| BRIEF |
Seek out every line containing the word "React", and copy each.

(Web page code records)

= = = = = = =

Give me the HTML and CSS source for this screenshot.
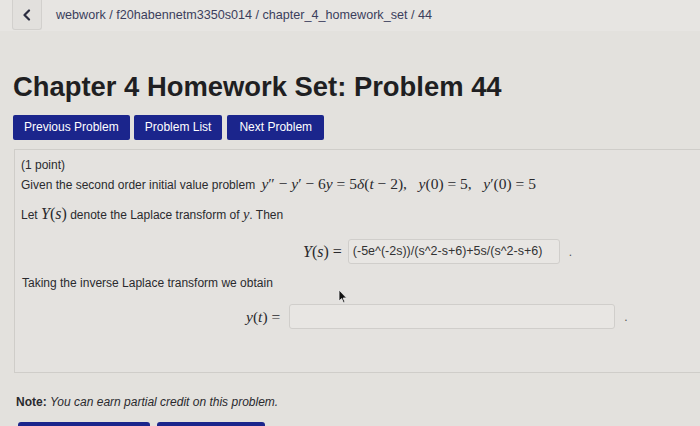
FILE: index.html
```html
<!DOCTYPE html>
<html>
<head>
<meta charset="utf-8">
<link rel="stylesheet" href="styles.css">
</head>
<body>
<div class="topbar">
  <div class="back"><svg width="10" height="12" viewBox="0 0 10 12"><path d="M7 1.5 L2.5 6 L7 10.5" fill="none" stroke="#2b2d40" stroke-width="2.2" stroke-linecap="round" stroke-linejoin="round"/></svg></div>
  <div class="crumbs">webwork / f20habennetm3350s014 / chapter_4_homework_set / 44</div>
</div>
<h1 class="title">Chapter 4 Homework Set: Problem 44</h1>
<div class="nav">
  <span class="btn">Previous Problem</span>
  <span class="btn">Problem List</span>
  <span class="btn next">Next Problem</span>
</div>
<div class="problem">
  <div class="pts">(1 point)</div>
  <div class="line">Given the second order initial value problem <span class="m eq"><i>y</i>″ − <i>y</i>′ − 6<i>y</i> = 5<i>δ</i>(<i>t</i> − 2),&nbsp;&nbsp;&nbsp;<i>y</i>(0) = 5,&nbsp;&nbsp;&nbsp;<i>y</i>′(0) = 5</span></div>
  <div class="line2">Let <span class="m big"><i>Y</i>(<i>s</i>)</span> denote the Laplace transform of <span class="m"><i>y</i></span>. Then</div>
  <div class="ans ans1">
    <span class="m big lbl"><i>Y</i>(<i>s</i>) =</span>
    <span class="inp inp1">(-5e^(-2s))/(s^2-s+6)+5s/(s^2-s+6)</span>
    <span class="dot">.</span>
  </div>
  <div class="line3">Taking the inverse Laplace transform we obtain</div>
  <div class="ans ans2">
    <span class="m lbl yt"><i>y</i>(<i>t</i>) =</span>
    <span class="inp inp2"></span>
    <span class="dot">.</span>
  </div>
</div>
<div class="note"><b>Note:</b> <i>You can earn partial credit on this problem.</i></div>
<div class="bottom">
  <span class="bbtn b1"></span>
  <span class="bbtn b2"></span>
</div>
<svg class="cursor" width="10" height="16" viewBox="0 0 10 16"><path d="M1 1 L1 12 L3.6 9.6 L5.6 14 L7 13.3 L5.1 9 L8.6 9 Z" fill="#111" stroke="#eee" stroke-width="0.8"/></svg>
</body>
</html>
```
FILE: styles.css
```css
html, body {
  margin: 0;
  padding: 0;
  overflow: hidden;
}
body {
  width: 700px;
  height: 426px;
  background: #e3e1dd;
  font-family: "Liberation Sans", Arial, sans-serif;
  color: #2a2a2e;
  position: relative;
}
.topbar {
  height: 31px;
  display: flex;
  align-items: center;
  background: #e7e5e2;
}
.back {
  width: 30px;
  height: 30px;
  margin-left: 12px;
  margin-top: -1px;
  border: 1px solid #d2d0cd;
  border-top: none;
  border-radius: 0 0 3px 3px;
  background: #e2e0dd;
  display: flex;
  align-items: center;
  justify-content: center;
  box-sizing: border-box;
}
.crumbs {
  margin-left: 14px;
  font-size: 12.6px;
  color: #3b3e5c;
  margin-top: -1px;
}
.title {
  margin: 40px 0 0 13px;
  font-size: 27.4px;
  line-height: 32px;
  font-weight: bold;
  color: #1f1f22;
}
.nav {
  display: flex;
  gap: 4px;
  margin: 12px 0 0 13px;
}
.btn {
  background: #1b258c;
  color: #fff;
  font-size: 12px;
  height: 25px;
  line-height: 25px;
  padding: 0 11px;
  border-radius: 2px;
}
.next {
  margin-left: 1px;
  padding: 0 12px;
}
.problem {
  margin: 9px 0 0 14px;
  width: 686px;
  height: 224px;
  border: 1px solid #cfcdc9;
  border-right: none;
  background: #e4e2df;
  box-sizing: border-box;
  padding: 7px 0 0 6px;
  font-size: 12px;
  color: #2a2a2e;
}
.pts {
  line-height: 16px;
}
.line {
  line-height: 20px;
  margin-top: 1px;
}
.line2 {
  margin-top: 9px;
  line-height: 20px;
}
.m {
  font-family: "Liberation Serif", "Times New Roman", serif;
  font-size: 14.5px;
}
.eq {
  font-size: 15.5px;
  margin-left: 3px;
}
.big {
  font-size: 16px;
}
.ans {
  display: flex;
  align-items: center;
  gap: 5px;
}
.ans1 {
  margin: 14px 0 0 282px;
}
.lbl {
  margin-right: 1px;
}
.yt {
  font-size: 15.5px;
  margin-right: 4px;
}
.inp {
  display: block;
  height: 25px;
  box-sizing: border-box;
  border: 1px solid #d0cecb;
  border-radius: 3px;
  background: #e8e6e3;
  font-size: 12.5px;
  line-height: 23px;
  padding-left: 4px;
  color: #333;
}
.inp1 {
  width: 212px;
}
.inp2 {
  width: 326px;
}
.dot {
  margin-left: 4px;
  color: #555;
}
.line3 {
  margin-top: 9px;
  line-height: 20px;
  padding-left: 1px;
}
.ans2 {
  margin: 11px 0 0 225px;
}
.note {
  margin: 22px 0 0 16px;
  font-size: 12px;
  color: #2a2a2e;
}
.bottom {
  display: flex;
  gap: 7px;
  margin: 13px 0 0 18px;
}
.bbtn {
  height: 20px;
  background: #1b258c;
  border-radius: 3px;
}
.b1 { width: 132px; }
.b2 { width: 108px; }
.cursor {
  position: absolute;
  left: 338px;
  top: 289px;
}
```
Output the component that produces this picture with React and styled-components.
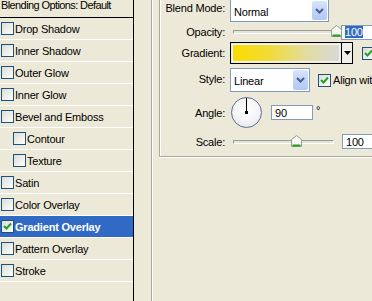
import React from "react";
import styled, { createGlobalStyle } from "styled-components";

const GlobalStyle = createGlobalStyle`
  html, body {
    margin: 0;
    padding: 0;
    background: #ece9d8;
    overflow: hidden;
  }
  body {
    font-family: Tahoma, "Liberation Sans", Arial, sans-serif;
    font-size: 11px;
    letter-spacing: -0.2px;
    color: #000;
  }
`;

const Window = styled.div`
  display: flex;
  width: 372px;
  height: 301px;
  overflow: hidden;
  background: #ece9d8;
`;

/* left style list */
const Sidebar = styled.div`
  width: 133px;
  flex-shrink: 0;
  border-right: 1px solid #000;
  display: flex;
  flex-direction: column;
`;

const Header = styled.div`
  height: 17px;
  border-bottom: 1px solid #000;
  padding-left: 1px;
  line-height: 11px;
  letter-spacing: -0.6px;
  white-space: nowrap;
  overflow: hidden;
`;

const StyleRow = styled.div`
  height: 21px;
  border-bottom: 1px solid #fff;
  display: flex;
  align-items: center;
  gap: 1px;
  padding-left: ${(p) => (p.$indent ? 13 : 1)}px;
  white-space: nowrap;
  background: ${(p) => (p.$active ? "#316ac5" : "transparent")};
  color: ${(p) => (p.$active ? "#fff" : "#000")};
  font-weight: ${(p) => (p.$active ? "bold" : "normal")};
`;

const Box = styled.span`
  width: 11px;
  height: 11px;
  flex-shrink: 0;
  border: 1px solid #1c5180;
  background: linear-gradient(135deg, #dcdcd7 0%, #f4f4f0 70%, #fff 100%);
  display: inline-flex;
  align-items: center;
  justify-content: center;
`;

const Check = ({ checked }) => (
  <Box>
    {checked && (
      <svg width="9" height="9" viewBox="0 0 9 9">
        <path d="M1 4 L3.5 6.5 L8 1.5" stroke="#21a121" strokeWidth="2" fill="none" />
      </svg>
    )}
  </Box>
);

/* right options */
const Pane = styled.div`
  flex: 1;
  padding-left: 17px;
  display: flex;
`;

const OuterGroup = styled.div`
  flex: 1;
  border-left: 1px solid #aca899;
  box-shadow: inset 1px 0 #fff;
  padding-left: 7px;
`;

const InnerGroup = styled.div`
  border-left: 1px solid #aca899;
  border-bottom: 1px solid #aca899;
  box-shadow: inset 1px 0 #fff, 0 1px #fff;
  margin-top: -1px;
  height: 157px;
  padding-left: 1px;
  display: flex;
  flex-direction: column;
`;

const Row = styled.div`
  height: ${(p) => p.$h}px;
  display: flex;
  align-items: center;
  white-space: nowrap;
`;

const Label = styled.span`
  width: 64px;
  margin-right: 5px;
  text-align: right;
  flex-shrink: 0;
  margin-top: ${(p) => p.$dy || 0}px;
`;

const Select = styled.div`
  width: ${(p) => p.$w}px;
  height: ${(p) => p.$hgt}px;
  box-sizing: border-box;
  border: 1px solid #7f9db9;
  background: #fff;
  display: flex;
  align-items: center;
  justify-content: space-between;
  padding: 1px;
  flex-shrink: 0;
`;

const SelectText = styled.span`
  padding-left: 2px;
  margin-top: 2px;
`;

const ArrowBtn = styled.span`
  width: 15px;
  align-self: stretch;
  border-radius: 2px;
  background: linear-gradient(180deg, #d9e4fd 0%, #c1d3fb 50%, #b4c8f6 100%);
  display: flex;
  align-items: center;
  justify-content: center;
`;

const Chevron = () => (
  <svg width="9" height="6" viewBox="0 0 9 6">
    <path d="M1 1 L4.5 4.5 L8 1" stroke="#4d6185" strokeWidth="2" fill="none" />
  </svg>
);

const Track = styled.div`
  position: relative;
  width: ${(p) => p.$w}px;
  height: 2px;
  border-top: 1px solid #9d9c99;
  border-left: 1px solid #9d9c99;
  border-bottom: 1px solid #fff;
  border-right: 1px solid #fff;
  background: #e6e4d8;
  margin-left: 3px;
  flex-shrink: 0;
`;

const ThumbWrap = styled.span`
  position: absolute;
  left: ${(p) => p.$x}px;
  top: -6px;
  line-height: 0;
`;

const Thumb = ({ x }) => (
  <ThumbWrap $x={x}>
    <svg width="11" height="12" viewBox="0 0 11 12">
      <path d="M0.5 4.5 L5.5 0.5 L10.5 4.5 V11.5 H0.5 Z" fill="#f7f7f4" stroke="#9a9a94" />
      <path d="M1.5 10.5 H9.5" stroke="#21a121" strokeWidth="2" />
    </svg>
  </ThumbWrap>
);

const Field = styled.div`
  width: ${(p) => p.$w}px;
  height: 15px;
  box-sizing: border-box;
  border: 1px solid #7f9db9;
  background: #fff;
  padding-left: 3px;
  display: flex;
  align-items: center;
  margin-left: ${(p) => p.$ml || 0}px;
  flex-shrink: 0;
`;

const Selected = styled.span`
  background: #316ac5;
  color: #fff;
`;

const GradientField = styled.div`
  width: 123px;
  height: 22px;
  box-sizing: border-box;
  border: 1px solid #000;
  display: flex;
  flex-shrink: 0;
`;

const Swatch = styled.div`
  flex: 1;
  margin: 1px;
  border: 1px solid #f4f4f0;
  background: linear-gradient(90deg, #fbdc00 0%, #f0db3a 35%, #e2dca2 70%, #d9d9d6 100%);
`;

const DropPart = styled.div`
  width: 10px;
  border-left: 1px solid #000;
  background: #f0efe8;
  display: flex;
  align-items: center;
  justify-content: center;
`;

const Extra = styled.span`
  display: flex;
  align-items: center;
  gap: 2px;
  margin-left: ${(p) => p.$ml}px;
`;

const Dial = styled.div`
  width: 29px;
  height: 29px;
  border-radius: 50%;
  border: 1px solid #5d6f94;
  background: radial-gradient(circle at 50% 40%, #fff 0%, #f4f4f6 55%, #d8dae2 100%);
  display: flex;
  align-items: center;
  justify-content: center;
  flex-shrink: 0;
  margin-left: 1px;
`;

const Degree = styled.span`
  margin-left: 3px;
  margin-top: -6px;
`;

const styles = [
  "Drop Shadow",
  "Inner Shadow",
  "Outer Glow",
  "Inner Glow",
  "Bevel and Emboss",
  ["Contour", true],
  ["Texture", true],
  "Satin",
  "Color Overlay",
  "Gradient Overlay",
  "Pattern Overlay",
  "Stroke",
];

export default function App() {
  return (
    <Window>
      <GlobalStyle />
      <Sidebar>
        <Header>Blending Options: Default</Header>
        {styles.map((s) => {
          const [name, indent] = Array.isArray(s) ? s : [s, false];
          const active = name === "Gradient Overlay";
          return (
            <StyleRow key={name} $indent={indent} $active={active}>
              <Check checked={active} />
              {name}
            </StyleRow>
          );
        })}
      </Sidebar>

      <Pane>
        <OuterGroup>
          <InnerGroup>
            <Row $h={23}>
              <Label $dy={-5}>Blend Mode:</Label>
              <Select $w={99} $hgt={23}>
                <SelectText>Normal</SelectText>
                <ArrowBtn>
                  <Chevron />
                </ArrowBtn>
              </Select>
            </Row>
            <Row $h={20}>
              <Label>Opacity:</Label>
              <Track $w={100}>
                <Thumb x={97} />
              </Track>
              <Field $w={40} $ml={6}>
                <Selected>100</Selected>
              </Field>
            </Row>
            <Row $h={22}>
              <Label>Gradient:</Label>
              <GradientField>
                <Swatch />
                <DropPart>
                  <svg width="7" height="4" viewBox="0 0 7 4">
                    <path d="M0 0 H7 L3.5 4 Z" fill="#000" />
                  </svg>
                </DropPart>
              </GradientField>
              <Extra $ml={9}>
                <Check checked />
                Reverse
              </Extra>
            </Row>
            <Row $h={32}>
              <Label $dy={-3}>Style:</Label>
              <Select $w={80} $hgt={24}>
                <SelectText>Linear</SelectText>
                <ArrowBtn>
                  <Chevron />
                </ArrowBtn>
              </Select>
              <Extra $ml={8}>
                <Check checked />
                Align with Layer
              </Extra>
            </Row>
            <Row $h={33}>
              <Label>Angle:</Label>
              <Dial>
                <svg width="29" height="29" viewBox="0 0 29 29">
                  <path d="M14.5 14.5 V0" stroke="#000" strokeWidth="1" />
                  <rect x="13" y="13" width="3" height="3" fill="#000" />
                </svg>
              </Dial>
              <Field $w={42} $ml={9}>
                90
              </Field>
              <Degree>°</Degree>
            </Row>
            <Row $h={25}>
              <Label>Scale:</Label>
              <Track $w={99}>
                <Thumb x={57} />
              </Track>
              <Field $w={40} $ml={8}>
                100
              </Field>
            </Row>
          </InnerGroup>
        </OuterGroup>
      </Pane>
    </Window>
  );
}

= = = = = = =

| EXERCISE ANSWER |
Output the component that produces this picture with React and styled-components.
import React from "react";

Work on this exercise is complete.